§ INFORMATION SHOWN:
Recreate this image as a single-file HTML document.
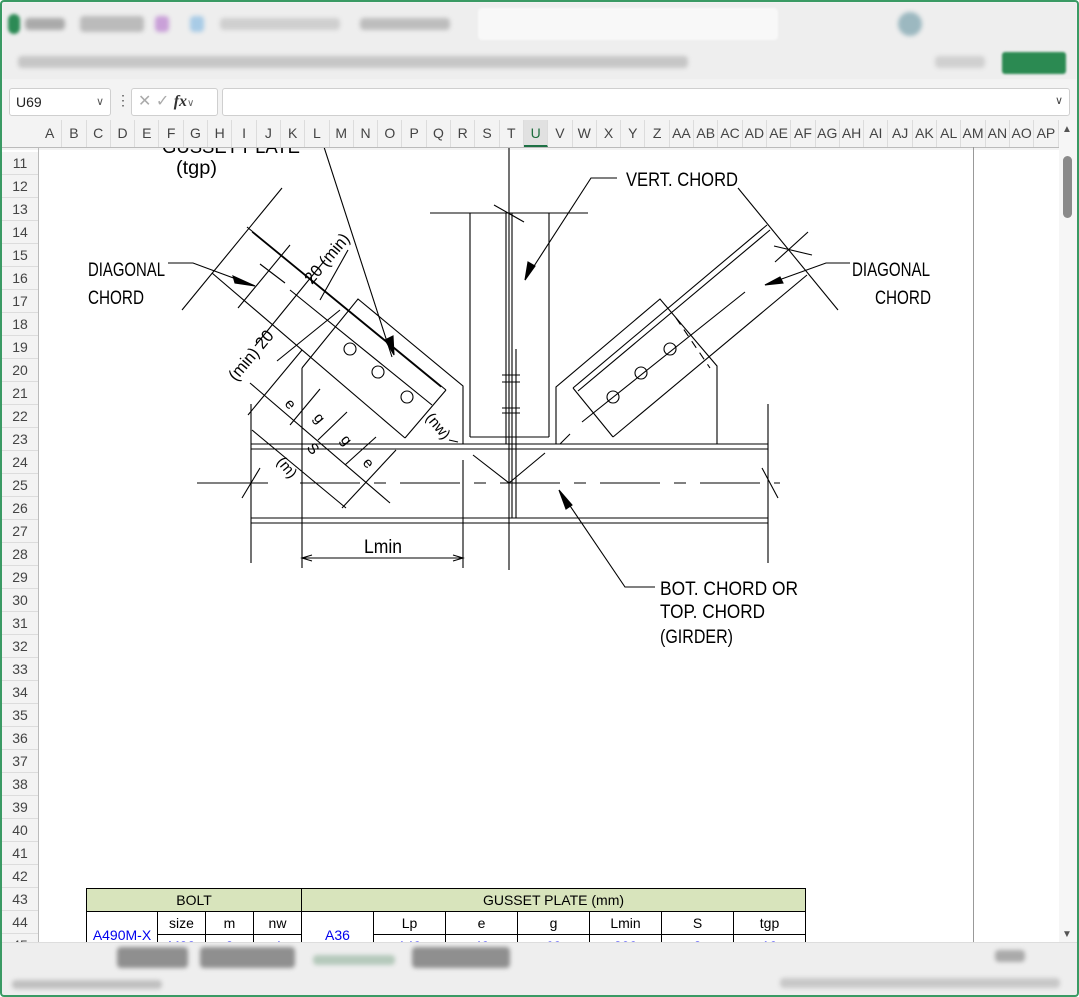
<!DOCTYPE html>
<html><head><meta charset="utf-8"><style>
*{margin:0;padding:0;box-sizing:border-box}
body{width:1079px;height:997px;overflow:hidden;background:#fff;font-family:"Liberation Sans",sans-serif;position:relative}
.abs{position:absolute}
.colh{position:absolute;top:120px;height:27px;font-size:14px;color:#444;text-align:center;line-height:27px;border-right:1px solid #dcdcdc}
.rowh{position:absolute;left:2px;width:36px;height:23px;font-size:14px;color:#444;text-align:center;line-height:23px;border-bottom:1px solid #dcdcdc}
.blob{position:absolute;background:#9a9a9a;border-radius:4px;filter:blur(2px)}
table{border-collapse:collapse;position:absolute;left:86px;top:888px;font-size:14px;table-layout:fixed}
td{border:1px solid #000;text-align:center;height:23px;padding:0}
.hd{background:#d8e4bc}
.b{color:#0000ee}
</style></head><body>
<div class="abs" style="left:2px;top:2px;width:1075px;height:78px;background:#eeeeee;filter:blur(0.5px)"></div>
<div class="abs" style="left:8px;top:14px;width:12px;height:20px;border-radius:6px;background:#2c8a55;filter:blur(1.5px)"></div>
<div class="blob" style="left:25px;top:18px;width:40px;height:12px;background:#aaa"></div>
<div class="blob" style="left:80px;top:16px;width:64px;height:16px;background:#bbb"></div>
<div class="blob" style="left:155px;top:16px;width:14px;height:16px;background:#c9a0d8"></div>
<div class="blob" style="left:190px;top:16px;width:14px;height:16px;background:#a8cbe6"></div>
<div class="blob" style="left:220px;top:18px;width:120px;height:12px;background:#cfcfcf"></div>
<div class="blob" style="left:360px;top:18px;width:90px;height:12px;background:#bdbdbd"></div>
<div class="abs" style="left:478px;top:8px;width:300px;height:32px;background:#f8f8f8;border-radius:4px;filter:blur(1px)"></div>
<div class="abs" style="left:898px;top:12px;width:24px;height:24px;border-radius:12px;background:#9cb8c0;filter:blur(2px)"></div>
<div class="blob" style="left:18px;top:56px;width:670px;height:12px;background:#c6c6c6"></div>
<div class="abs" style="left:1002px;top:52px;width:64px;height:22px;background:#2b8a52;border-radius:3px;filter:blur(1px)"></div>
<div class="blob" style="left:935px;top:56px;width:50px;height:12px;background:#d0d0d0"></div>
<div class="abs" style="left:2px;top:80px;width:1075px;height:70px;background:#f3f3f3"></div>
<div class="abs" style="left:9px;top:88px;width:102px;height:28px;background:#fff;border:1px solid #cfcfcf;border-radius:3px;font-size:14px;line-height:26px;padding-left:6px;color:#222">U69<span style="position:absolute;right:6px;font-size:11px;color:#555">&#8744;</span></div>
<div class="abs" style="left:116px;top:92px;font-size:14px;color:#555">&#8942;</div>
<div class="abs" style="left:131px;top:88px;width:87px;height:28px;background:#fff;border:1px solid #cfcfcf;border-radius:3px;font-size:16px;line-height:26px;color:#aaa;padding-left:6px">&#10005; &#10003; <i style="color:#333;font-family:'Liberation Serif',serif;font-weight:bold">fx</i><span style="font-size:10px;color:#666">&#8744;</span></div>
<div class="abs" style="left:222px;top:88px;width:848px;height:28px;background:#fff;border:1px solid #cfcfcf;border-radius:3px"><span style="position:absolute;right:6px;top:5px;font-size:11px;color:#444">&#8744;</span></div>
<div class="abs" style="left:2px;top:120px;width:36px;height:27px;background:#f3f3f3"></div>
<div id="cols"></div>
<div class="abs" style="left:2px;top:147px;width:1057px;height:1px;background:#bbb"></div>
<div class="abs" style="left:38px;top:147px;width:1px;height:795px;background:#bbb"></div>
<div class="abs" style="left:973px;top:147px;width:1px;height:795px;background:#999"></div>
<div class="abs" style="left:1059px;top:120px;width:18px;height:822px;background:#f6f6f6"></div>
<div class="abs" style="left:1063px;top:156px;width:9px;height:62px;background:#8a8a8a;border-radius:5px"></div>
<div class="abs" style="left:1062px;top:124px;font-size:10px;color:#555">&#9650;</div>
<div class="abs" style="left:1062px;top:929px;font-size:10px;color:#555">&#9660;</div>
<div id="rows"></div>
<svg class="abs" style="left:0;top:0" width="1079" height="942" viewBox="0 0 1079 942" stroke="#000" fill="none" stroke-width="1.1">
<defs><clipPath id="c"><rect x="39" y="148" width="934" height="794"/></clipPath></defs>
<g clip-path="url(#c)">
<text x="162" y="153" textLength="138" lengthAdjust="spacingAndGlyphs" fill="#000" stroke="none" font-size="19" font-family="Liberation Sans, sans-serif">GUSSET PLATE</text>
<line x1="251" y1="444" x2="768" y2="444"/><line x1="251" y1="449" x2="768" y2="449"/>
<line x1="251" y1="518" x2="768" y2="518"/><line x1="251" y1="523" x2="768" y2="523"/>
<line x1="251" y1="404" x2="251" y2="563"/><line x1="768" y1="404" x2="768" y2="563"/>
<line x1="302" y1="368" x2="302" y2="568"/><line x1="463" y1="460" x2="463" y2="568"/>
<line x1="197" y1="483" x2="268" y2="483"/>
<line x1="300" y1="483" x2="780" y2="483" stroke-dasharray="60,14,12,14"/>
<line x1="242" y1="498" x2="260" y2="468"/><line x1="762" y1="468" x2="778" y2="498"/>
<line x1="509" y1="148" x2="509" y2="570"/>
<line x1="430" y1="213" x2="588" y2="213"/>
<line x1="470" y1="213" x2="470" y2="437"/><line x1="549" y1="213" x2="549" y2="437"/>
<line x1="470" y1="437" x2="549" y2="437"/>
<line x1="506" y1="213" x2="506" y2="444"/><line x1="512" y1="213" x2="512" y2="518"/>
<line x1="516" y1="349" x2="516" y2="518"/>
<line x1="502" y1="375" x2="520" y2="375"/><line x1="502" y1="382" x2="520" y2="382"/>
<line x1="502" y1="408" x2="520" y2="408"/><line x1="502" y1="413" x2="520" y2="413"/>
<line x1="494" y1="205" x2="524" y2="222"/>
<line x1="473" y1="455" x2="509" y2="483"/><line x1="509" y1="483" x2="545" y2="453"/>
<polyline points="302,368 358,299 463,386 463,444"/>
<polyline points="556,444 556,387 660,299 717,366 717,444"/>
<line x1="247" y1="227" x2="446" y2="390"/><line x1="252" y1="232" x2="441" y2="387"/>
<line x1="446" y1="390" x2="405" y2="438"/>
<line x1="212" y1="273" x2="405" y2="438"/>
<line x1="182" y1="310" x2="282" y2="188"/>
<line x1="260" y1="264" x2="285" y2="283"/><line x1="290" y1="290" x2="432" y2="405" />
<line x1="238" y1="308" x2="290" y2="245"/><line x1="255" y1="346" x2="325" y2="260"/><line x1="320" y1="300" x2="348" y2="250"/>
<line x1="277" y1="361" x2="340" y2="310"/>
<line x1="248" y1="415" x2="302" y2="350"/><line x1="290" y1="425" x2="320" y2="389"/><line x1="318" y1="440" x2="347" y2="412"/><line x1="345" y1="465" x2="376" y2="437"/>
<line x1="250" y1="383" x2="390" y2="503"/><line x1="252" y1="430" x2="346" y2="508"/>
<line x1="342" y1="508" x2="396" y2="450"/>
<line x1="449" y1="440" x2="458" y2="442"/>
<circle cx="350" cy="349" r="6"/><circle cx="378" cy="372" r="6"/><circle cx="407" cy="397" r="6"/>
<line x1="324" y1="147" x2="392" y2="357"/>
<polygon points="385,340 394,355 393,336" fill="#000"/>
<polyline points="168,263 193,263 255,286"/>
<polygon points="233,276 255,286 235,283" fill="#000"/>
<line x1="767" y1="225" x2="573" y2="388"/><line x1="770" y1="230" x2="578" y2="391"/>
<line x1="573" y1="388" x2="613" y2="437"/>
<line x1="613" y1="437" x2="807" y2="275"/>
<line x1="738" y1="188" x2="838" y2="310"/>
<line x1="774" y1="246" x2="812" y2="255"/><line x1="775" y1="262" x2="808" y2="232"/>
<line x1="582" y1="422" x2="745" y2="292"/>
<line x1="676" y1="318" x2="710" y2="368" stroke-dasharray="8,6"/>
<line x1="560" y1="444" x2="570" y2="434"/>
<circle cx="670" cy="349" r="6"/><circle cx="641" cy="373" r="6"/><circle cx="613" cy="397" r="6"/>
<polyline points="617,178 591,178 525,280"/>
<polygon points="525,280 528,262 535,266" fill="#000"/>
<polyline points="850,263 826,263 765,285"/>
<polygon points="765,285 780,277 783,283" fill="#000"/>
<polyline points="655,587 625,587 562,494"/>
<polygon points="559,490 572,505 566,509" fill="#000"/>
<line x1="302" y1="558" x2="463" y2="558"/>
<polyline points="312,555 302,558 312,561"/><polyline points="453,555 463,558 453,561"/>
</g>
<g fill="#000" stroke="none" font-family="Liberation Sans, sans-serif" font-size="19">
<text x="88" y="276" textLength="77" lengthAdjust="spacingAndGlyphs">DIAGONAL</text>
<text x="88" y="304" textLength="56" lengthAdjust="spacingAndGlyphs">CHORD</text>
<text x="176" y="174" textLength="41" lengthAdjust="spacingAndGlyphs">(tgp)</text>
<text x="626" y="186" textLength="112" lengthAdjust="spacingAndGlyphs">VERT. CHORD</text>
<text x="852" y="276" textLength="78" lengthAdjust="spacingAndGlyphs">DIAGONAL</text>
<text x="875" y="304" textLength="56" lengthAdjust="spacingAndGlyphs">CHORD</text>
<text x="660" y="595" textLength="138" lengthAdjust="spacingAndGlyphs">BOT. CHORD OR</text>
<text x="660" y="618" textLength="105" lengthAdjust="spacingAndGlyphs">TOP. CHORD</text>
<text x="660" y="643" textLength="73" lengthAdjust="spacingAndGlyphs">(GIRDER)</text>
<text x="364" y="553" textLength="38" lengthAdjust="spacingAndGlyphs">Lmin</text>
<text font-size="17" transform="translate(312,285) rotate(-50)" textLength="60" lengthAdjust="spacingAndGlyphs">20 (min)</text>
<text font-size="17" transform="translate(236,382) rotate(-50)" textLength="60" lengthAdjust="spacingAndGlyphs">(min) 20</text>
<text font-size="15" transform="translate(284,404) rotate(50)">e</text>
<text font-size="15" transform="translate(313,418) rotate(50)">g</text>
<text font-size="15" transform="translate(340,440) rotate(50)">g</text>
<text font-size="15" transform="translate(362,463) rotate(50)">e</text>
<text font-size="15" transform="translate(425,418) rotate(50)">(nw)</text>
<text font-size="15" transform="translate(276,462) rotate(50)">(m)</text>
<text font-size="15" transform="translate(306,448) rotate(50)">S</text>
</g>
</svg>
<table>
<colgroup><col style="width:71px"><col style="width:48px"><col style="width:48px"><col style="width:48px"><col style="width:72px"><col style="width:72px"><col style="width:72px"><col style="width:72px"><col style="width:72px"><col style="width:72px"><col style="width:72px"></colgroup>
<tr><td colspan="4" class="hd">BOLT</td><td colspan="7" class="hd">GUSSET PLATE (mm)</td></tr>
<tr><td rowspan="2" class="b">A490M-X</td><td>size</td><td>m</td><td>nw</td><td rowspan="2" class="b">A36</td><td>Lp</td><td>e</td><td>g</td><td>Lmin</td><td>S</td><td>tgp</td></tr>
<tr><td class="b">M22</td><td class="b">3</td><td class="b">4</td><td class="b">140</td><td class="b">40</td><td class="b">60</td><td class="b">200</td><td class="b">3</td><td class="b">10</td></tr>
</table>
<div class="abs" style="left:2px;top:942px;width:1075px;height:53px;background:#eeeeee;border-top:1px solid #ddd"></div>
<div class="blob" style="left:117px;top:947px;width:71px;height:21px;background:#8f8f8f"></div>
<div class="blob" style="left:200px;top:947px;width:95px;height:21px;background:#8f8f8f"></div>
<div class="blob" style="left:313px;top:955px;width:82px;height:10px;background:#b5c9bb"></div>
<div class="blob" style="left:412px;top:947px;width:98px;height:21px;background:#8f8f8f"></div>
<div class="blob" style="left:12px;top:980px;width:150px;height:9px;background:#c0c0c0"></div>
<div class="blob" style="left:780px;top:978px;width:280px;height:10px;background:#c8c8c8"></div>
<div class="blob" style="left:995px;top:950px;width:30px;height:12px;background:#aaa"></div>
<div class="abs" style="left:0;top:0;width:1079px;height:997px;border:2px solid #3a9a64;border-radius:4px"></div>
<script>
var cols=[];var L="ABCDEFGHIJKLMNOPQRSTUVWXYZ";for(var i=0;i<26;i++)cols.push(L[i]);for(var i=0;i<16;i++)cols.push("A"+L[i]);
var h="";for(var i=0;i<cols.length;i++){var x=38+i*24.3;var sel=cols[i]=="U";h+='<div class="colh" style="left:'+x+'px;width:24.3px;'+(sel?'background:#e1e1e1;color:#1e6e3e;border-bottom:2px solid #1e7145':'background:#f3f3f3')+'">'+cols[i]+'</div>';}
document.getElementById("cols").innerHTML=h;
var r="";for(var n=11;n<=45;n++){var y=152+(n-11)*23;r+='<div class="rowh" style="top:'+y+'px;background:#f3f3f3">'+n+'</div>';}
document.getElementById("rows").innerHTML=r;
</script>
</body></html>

§ DIRECTIONS:
Check every line for "document" and show the ones that have it.

§ RESULT BELOW:
Recreate this image as a single-file HTML document.
document.getElementById("cols").innerHTML=h;
document.getElementById("rows").innerHTML=r;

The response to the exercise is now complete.